* BEGIN RECORDED DATA *

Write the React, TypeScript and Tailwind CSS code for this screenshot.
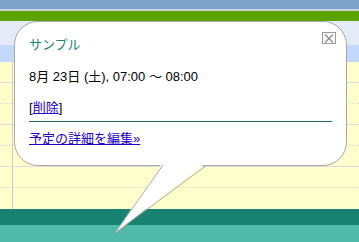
const font = { fontFamily: '"Liberation Sans", "Noto Sans CJK JP", sans-serif' };

function Row({ dotted }: { dotted?: boolean }) {
  return (
    <div
      className={`h-[21px] border-b border-[#dcdcdc] ${dotted ? "border-dotted" : "border-solid"}`}
    />
  );
}

export default function App() {
  return (
    <div className="relative w-[359px] h-[242px] overflow-hidden bg-white" style={font}>
      <div className="flex flex-col">
        <div className="h-[9px] bg-[#7fa2c8]" />
        <div className="h-[2px] bg-[#c9d6e6]" />
        <div className="h-[10px] bg-[#5aa300]" />
        <div className="h-[24px] bg-[#e4ebf6]" />
        <div className="h-[17px] bg-[#c3d9fb]" />
        <div className="flex h-[147px] bg-[#ffffcc]">
          <div className="w-[13px] border-r border-[#cccccc]">
            <Row /><Row dotted /><Row /><Row dotted /><Row /><Row dotted />
          </div>
          <div className="flex-1">
            <Row /><Row dotted /><Row /><Row dotted /><Row /><Row dotted />
          </div>
        </div>
        <div className="h-[16px] bg-[#188271]" />
        <div className="h-[18px] bg-[#52baab]" />
      </div>

      {/* bubble */}
      <div className="absolute left-[14px] top-[21px] w-[333px] h-[145px] rounded-[24px] border-[1.5px] border-[#a8a8a8] bg-white">
        <div className="absolute right-[10px] top-[10px] w-[14px] h-[12px] border border-[#9a9a9a] flex items-center justify-center">
          <svg width="10" height="9" viewBox="0 0 10 9">
            <path d="M1 0.5 L9 8.5 M9 0.5 L1 8.5" stroke="#8a8a8a" strokeWidth="1.2" />
          </svg>
        </div>
        <div className="pl-[14px] pr-[14px] pt-[15px] text-[13px] leading-[16px]">
          <div className="text-[#1c8576]">サンプル</div>
          <div className="mt-[16px] text-black">8月 23日 (土), 07:00 ～ 08:00</div>
          <div className="mt-[15px] text-black">
            [<a href="#" className="text-[#2200cc] underline">削除</a>]
          </div>
          <div className="mt-[5px] h-px bg-[#1d6e60]" />
          <div className="mt-[9px]">
            <a href="#" className="text-[#2200cc] underline">予定の詳細を編集»</a>
          </div>
        </div>
      </div>

      {/* tail */}
      <svg className="absolute left-0 top-0 pointer-events-none" width="359" height="242">
        <polygon points="163,162 115,233 207,162" fill="#ffffff" />
        <polyline points="163,165 115,233 207,165" fill="none" stroke="#aaaaaa" strokeWidth="1" />
      </svg>
    </div>
  );
}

* END RECORDED DATA *

REQUIRED WORK:
Return the material exactly as given, apart from the pictures.

WRITTEN RESPONSE:
Write the React, TypeScript and Tailwind CSS code for this screenshot.
const font = { fontFamily: '"Liberation Sans", "Noto Sans CJK JP", sans-serif' };

function Row({ dotted }: { dotted?: boolean }) {
  return (
    <div
      className={`h-[21px] border-b border-[#dcdcdc] ${dotted ? "border-dotted" : "border-solid"}`}
    />
  );
}

export default function App() {
  return (
    <div className="relative w-[359px] h-[242px] overflow-hidden bg-white" style={font}>
      <div className="flex flex-col">
        <div className="h-[9px] bg-[#7fa2c8]" />
        <div className="h-[2px] bg-[#c9d6e6]" />
        <div className="h-[10px] bg-[#5aa300]" />
        <div className="h-[24px] bg-[#e4ebf6]" />
        <div className="h-[17px] bg-[#c3d9fb]" />
        <div className="flex h-[147px] bg-[#ffffcc]">
          <div className="w-[13px] border-r border-[#cccccc]">
            <Row /><Row dotted /><Row /><Row dotted /><Row /><Row dotted />
          </div>
          <div className="flex-1">
            <Row /><Row dotted /><Row /><Row dotted /><Row /><Row dotted />
          </div>
        </div>
        <div className="h-[16px] bg-[#188271]" />
        <div className="h-[18px] bg-[#52baab]" />
      </div>

      {/* bubble */}
      <div className="absolute left-[14px] top-[21px] w-[333px] h-[145px] rounded-[24px] border-[1.5px] border-[#a8a8a8] bg-white">
        <div className="absolute right-[10px] top-[10px] w-[14px] h-[12px] border border-[#9a9a9a] flex items-center justify-center">
          <svg width="10" height="9" viewBox="0 0 10 9">
            <path d="M1 0.5 L9 8.5 M9 0.5 L1 8.5" stroke="#8a8a8a" strokeWidth="1.2" />
          </svg>
        </div>
        <div className="pl-[14px] pr-[14px] pt-[15px] text-[13px] leading-[16px]">
          <div className="text-[#1c8576]">サンプル</div>
          <div className="mt-[16px] text-black">8月 23日 (土), 07:00 ～ 08:00</div>
          <div className="mt-[15px] text-black">
            [<a href="#" className="text-[#2200cc] underline">削除</a>]
          </div>
          <div className="mt-[5px] h-px bg-[#1d6e60]" />
          <div className="mt-[9px]">
            <a href="#" className="text-[#2200cc] underline">予定の詳細を編集»</a>
          </div>
        </div>
      </div>

      {/* tail */}
      <svg className="absolute left-0 top-0 pointer-events-none" width="359" height="242">
        <polygon points="163,162 115,233 207,162" fill="#ffffff" />
        <polyline points="163,165 115,233 207,165" fill="none" stroke="#aaaaaa" strokeWidth="1" />
      </svg>
    </div>
  );
}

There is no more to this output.